Leibsohn v. Hobbs – 9/20/2022
Arizona Supreme Court holds that otherwise noncompliant signatures for an initiative petition will not be disqualified when the Secretary of State’s registration process prevented compliance.
A petition circulator company collected the required number of signatures to qualify an initiative for the ballot. A citizen challenged the number of signatures arguing that many of them were not valid because (1) A.R.S. 19-118(B)(1) requires the circulator to list the unit number in a multi-unit residence and (2) whether petition circulators must submit different affidavits for each petition they intend to circulate. The trial court rejected these arguments and the citizen appealed.
The Arizona Supreme Court affirmed. The Court first considered whether the statute required the petition circulators to list the voter’s unit as part of the residence address. Applying the traditional tools of statutory construction, the Arizona Supreme Court held that the statute did not require the unit number to be listed as part of the residence. The Court relied on the fact that many other statutes distinguished between a residential address and a mailing addresses, and this one did not.

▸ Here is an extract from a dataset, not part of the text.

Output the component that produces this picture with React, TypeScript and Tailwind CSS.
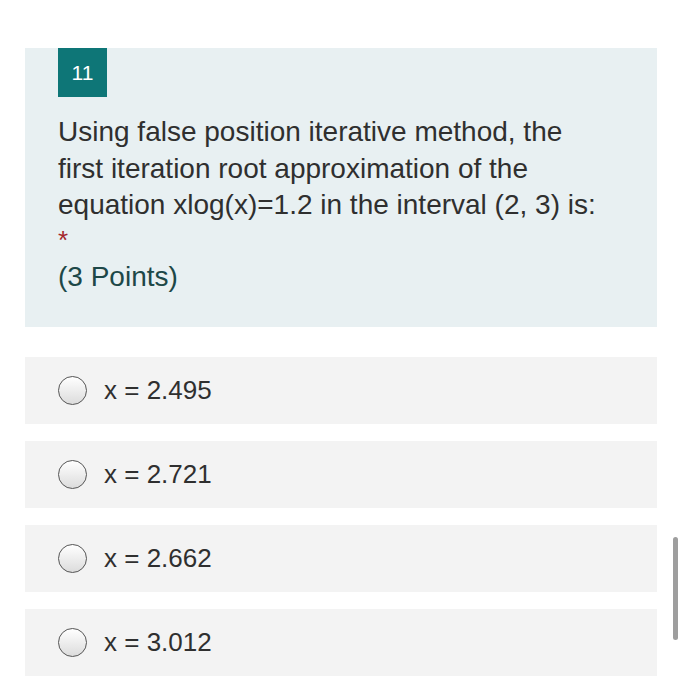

The Court then considered whether a petition circulator must submit a different affidavit for each petition they intend to circulate. The Court held that the statute does require different affidavits for each petition that a circulator intends to submit. But the Court nevertheless permitted the signatures to be counted because the Secretary of State’s office did not permit petition circulators to submit multiple affidavits. The Court explained that disqualifying the signatures under these circumstances would “unreasonably hinder or restrict” the constitutionally guaranteed right to engage in the initiative process.
Justice Timmer authored the opinion for the unanimous Court.
Disclosure: Osborn Maledon attorneys participated in this case.